**Short exercise**
Pick out each line in these entries that contains the string "Tailwind".

::::::

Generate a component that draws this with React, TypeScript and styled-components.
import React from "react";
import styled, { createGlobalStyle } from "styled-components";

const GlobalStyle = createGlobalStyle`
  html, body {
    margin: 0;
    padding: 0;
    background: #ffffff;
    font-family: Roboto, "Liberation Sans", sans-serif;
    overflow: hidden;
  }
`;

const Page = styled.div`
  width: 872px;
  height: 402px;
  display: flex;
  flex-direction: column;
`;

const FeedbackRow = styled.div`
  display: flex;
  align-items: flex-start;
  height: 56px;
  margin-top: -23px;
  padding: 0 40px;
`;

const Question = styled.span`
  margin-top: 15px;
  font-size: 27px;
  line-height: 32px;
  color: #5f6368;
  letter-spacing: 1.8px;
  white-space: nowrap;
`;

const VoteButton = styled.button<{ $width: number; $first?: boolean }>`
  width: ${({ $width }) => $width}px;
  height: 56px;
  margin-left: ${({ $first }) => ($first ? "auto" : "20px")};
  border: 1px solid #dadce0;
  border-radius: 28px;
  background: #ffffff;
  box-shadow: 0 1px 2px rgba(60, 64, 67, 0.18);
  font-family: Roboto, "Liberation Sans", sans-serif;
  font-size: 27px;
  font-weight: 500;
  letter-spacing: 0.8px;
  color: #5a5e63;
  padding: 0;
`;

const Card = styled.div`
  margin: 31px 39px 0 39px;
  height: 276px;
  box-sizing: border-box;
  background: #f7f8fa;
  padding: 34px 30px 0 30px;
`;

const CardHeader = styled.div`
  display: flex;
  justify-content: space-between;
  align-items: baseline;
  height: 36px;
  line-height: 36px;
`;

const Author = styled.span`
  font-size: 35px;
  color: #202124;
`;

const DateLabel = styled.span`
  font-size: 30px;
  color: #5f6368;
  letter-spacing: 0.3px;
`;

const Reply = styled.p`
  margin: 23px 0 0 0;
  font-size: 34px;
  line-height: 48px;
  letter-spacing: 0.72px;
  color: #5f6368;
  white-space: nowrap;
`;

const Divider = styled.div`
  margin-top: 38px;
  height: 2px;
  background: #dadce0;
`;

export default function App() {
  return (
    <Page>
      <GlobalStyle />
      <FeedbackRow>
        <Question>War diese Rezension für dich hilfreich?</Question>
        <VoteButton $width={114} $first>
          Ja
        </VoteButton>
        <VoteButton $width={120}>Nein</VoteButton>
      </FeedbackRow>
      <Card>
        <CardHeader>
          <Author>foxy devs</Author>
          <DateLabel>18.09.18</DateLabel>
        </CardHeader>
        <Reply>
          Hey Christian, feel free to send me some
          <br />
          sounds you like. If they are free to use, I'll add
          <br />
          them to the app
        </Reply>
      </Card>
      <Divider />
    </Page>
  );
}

::::::

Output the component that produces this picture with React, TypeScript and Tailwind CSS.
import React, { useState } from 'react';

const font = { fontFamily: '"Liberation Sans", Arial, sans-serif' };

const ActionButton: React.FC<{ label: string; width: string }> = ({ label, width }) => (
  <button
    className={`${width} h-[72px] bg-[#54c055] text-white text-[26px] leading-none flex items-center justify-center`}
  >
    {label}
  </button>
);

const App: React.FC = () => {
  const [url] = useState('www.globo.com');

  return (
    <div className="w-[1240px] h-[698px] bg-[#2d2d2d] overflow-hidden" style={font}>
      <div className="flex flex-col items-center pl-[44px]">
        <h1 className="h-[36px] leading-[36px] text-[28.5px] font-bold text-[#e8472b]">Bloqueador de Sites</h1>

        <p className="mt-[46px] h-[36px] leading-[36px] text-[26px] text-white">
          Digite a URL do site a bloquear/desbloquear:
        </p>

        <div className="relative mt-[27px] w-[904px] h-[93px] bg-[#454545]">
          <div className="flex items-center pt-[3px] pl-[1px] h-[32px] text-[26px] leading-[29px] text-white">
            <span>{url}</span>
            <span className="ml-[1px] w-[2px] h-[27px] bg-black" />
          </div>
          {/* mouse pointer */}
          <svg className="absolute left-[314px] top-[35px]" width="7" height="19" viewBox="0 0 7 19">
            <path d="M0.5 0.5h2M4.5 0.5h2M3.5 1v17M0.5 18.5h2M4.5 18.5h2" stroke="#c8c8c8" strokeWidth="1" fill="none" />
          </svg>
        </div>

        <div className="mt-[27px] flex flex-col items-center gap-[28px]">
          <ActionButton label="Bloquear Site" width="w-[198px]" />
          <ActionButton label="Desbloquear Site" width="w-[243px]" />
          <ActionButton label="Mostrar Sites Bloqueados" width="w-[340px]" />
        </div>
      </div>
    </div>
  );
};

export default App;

::::::

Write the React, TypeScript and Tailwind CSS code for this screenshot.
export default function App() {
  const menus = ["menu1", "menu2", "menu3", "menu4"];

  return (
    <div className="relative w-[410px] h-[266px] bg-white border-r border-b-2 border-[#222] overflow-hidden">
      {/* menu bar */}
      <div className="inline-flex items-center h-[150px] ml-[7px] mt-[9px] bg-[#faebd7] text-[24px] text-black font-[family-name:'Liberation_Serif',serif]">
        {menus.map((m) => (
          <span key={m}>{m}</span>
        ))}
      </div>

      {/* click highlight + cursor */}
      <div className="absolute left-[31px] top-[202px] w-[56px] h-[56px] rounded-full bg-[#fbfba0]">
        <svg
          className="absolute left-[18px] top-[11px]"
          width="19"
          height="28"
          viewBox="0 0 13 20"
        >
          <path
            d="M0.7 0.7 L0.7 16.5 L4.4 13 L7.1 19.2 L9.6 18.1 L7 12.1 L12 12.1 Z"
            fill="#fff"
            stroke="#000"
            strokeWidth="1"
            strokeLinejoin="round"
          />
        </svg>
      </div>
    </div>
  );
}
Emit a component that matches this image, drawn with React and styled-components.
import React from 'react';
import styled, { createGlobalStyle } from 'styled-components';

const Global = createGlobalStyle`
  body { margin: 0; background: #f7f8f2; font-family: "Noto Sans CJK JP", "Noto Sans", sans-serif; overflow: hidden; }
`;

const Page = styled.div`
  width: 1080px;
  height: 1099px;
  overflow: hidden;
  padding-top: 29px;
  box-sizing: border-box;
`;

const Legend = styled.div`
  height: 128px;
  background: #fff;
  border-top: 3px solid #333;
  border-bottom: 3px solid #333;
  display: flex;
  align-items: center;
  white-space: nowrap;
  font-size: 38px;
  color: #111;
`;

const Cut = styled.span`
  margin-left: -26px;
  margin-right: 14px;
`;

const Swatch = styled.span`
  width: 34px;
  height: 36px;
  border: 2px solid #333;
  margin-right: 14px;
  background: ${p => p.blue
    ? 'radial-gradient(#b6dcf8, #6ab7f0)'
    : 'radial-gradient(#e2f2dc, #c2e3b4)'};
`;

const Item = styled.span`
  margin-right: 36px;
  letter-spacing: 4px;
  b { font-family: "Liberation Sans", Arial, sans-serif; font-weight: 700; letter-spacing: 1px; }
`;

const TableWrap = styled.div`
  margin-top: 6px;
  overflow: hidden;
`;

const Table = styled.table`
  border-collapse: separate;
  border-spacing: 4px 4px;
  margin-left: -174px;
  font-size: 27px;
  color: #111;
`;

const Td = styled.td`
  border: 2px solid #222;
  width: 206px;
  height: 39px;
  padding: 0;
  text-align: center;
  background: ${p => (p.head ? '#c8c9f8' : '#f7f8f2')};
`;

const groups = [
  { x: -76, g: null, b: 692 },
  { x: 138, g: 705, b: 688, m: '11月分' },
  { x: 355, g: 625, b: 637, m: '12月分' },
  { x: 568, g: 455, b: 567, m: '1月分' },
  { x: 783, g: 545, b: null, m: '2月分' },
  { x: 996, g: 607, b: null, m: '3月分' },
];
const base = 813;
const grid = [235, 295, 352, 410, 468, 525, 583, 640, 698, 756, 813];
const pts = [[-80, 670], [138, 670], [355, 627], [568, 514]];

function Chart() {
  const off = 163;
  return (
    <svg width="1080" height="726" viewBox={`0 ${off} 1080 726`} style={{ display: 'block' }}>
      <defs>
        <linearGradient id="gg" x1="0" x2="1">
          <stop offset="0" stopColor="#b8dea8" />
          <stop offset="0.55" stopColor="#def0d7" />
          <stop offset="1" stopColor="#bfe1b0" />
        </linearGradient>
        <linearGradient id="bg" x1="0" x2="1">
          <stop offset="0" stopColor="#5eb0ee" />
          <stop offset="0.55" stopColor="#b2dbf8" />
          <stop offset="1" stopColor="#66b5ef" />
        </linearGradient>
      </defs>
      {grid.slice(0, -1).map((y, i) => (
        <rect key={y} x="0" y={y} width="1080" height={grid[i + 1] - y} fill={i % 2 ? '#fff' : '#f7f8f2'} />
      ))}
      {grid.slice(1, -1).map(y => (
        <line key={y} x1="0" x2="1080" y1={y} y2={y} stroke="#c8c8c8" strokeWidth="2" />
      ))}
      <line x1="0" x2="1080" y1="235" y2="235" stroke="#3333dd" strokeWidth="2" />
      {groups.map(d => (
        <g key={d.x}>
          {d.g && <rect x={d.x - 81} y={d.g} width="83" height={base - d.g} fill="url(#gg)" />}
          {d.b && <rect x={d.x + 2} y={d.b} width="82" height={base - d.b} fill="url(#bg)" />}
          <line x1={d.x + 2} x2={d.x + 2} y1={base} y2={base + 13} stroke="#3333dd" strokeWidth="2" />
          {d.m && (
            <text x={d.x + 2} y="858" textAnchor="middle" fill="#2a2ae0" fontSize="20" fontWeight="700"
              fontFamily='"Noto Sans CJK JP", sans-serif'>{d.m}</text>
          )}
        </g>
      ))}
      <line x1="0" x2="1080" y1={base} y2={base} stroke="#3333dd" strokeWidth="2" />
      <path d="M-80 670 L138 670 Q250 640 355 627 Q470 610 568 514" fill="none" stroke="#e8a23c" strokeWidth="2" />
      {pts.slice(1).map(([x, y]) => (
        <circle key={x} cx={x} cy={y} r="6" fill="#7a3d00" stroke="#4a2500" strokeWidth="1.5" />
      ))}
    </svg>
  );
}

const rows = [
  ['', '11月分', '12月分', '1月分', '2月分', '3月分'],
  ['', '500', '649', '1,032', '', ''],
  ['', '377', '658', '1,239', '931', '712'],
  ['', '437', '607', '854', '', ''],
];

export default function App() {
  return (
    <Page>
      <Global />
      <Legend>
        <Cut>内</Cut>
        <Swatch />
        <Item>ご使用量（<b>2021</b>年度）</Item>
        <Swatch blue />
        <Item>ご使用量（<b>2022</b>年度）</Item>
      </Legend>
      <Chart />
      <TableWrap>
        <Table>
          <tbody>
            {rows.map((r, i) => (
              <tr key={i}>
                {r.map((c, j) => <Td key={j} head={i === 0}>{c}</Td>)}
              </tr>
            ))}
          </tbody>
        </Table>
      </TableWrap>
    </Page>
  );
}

::::::

**Finished task**
Output the component that produces this picture with React, TypeScript and Tailwind CSS.
Write the React, TypeScript and Tailwind CSS code for this screenshot.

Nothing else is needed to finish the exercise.